Go through the listing and set it down exactly, leaving out its pictures.
** BEGIN INFORMATION SUPPLIED **
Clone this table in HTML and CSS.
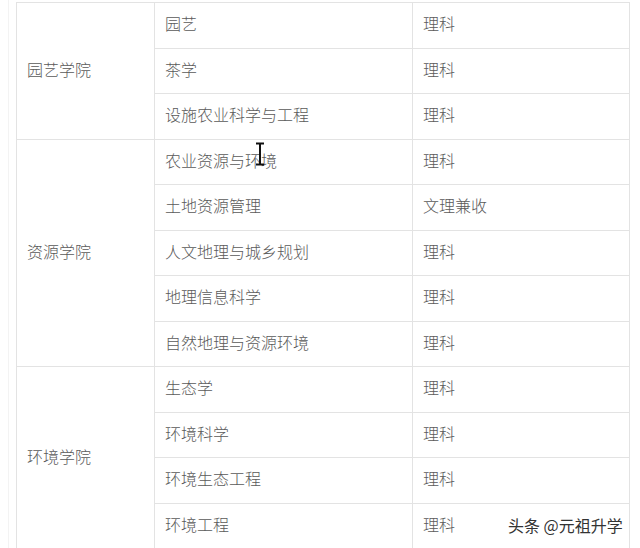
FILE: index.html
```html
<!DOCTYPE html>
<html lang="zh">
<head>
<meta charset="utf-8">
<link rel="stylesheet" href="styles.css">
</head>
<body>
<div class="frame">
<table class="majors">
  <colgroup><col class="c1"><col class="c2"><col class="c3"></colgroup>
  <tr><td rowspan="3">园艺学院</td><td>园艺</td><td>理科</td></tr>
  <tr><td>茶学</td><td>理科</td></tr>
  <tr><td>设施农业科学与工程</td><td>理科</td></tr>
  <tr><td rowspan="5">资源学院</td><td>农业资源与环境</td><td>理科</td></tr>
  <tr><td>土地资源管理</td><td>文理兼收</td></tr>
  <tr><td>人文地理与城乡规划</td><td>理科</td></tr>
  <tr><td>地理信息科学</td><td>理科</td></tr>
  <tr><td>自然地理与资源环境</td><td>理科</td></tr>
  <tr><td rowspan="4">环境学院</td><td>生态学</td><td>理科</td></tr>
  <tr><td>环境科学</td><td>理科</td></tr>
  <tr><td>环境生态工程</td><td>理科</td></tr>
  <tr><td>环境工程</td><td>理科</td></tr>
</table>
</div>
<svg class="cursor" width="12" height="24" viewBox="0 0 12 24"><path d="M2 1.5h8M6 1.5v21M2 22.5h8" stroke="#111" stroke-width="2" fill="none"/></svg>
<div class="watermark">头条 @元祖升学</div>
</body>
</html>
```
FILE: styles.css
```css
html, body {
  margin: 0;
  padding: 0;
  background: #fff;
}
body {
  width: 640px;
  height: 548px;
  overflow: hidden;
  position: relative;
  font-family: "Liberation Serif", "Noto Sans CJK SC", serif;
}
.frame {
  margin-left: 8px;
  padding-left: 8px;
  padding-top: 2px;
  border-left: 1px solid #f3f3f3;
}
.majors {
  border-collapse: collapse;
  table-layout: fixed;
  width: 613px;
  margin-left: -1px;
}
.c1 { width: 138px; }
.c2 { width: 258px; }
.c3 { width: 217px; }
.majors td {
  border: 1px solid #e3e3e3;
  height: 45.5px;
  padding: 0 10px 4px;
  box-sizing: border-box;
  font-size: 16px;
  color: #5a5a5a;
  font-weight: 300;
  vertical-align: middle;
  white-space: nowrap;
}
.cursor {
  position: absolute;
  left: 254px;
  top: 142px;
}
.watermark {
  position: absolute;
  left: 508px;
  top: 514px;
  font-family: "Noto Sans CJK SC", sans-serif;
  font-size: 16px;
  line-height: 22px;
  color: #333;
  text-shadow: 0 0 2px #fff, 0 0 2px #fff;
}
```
** END INFORMATION SUPPLIED **
◆ **SOLVED PROBLEM**:
Clone this table in HTML and CSS.
FILE: index.html
```html
<!DOCTYPE html>
<html lang="zh">
<head>
<meta charset="utf-8">
<link rel="stylesheet" href="styles.css">
</head>
<body>
<div class="frame">
<table class="majors">
  <colgroup><col class="c1"><col class="c2"><col class="c3"></colgroup>
  <tr><td rowspan="3">园艺学院</td><td>园艺</td><td>理科</td></tr>
  <tr><td>茶学</td><td>理科</td></tr>
  <tr><td>设施农业科学与工程</td><td>理科</td></tr>
  <tr><td rowspan="5">资源学院</td><td>农业资源与环境</td><td>理科</td></tr>
  <tr><td>土地资源管理</td><td>文理兼收</td></tr>
  <tr><td>人文地理与城乡规划</td><td>理科</td></tr>
  <tr><td>地理信息科学</td><td>理科</td></tr>
  <tr><td>自然地理与资源环境</td><td>理科</td></tr>
  <tr><td rowspan="4">环境学院</td><td>生态学</td><td>理科</td></tr>
  <tr><td>环境科学</td><td>理科</td></tr>
  <tr><td>环境生态工程</td><td>理科</td></tr>
  <tr><td>环境工程</td><td>理科</td></tr>
</table>
</div>
<svg class="cursor" width="12" height="24" viewBox="0 0 12 24"><path d="M2 1.5h8M6 1.5v21M2 22.5h8" stroke="#111" stroke-width="2" fill="none"/></svg>
<div class="watermark">头条 @元祖升学</div>
</body>
</html>
```
FILE: styles.css
```css
html, body {
  margin: 0;
  padding: 0;
  background: #fff;
}
body {
  width: 640px;
  height: 548px;
  overflow: hidden;
  position: relative;
  font-family: "Liberation Serif", "Noto Sans CJK SC", serif;
}
.frame {
  margin-left: 8px;
  padding-left: 8px;
  padding-top: 2px;
  border-left: 1px solid #f3f3f3;
}
.majors {
  border-collapse: collapse;
  table-layout: fixed;
  width: 613px;
  margin-left: -1px;
}
.c1 { width: 138px; }
.c2 { width: 258px; }
.c3 { width: 217px; }
.majors td {
  border: 1px solid #e3e3e3;
  height: 45.5px;
  padding: 0 10px 4px;
  box-sizing: border-box;
  font-size: 16px;
  color: #5a5a5a;
  font-weight: 300;
  vertical-align: middle;
  white-space: nowrap;
}
.cursor {
  position: absolute;
  left: 254px;
  top: 142px;
}
.watermark {
  position: absolute;
  left: 508px;
  top: 514px;
  font-family: "Noto Sans CJK SC", sans-serif;
  font-size: 16px;
  line-height: 22px;
  color: #333;
  text-shadow: 0 0 2px #fff, 0 0 2px #fff;
}
```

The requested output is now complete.